- Bizarra as depicted in Action Comics #857 (December 2007). Art by Eric Powell.

Publication information
- Publisher: DC Comics
- First appearance: DC Comics Presents #71 (July 1984)
- Created by: E. Nelson Bridwell (writer) Curt Swan (artist)

In-story information
- Species: Amazon clone
- Place of origin: Htrae
- Team affiliations: Bizarro Justice League
- Notable aliases: Wondezarro Wonder Woman Bizarro Wonder Woman
- Abilities: Reverse abilities of Wonder Woman including super-strength and a magic lasso that forces one to tell lies

= Bizarra =

Bizarra is a fictional character appearing in American comic books published by DC Comics. Bizarra first appeared in DC Comics Presents #71 (July 1984), in a story written by E. Nelson Bridwell with art by Curt Swan. The character is a distorted version of the superhero Wonder Woman, based on the Superman villain Bizarro. She is a very simple-minded being, has reversed character traits, believes women are inferior to men, and speaks in reverse of what her true meaning is.

==Fictional character biography==
===Pre-Crisis===
Bizarro-Wonder Woman is first shown as a member of the Bizarro Justice League team of social misfit heroes from Bizarro World. Their home base is an abandoned submarine at the bottom of the sea. The team consists of Bizarro, Bizarro Wonder Woman, Bizarro Yellow Lantern, Bizarro Aquaman, and Bizarro Hawkman. Batzarro had left the team to form the Insiders, a counterpart of the Outsiders.
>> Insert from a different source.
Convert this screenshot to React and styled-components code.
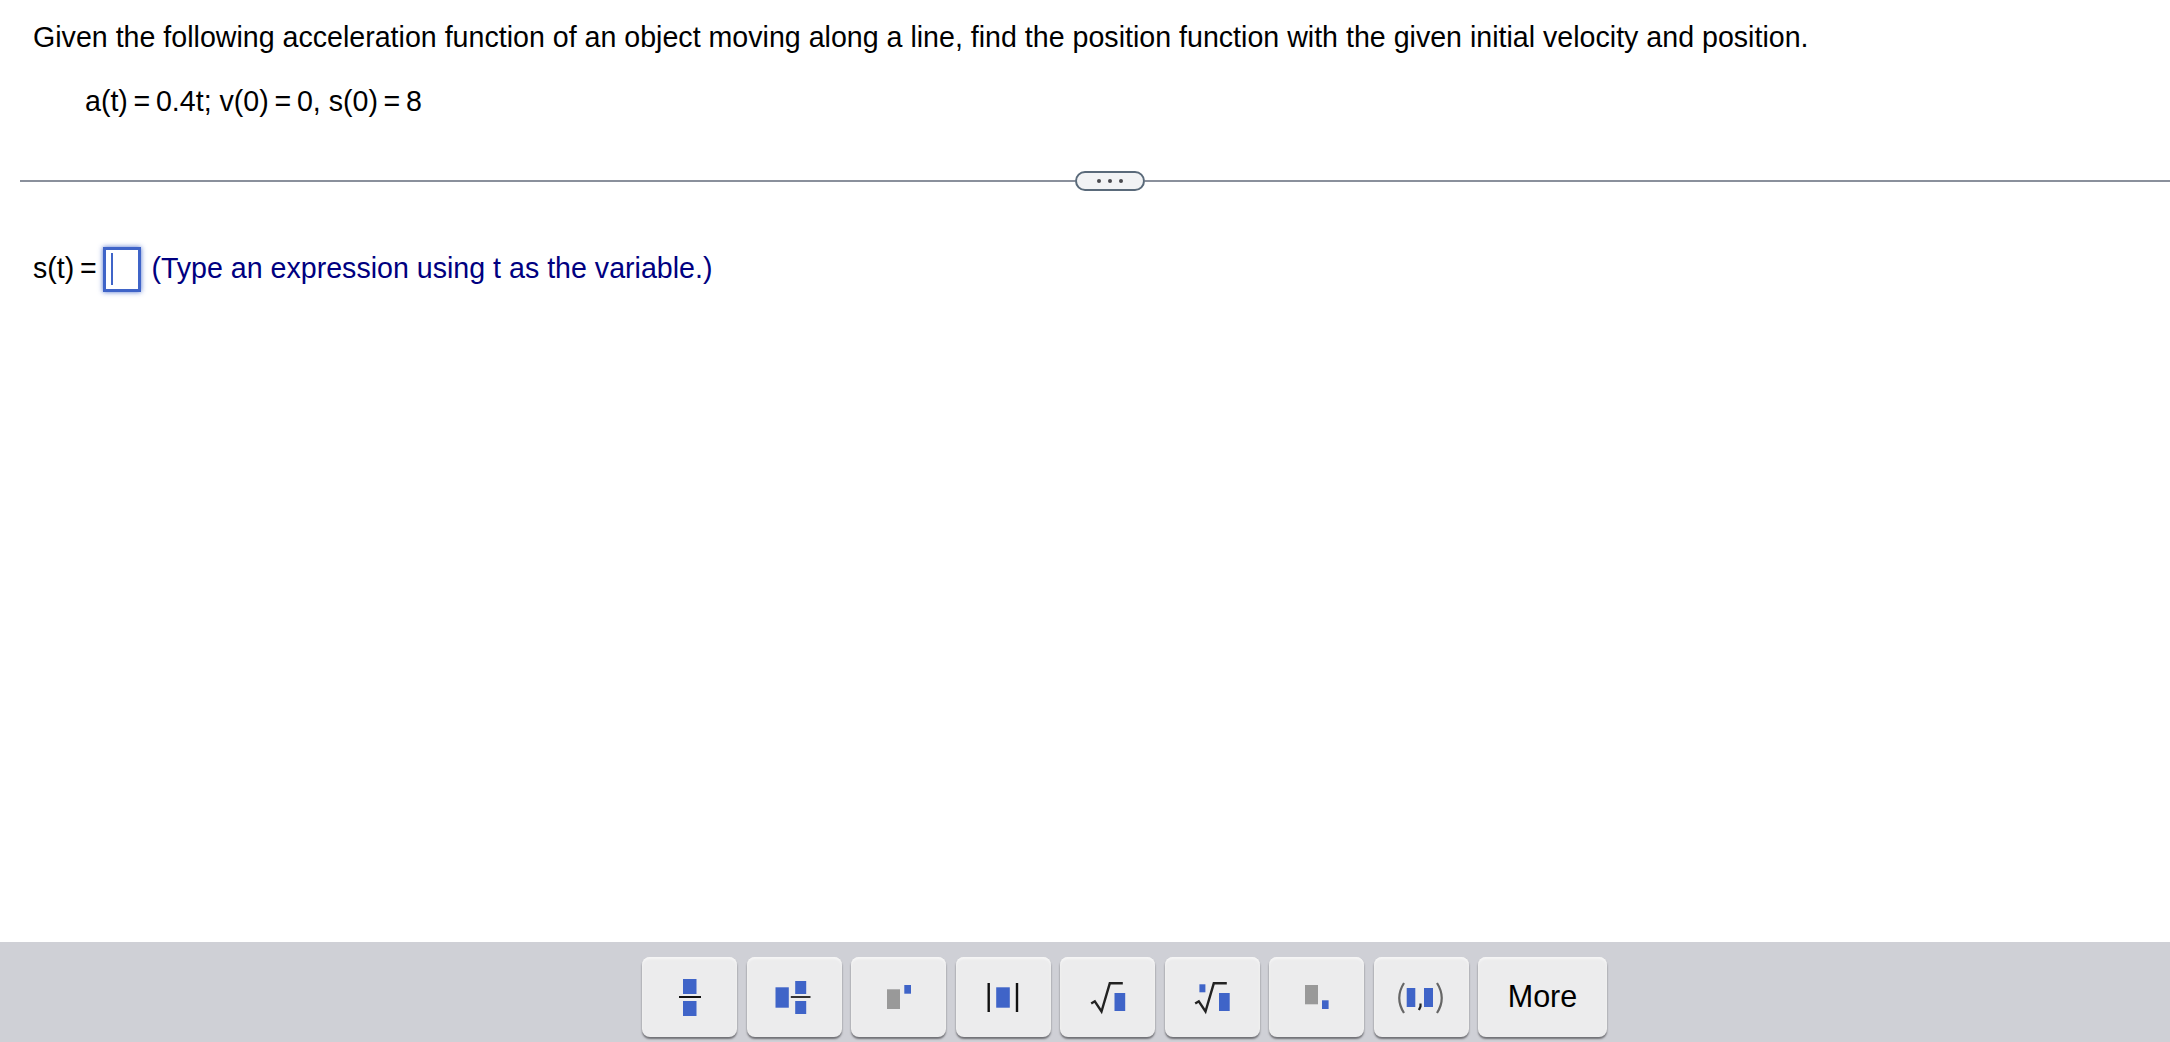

Bizarro is bored being able to defeat his fellow Justice League members so he creates a Bizarro version of Amazo. Amazo steals the powers of the Justice League, including Wonder Woman, and gives them to the civilians of Bizarro World. After realizing the folly of his actions, Bizarro convinces Amazo to return the powers to the proper persons.

===Post-Crisis===
In 1985, DC Comics introduced a storyline titled Crisis on Infinite Earths. That company-wide story arc erased the established history of almost all DC Comic's characters. Bizarra was reintroduced in Action Comics (2007) is re-introduced as part of the Bizarro Justice League. The League live on the cube-shaped planet Htrae, which is populated entirely with Bizarro-type humans. Bizarra's lasso has the ability to force anyone tied by it to tell only lies. Bizarra is romantically interested in Bizarro, but her feelings go unrequited, as Bizarro is only in love with Lois Lane.

==Abilities==
===Powers and skills===
Bizarra is depicted as having all the abilities of Wonder Woman, although in some incarnations several of these traits have been reversed, such as:
- "Lasso of Lies", a lasso that forces anyone tied by it to lie, instead of Lasso of Truth.

==Other versions==
An alternate universe version of Bizarra appears in All-Star Superman. This version is an inanimate statue carried around by Bizarro, who claims that she was once a normal baby before being transformed into a statue.

==In other media==

Bizarra Wonder Woman as depicted in The Super Powers Team: Galactic Guardians.

=== Television ===
Bizarra appears in The Super Powers Team: Galactic Guardians episode "The Bizarro Super Powers Team", voiced by B.J. Ward. This version was created by Bizarro using a duplicator ray.

=== Film ===
Bizarra appears in Lego DC Comics Super Heroes: Justice League vs. Bizarro League, voiced by Kari Wahlgren. This version was created by Bizarro using a duplicator ray.

=== Video games ===
Bizarra appears in Lego Batman 3: Beyond Gotham.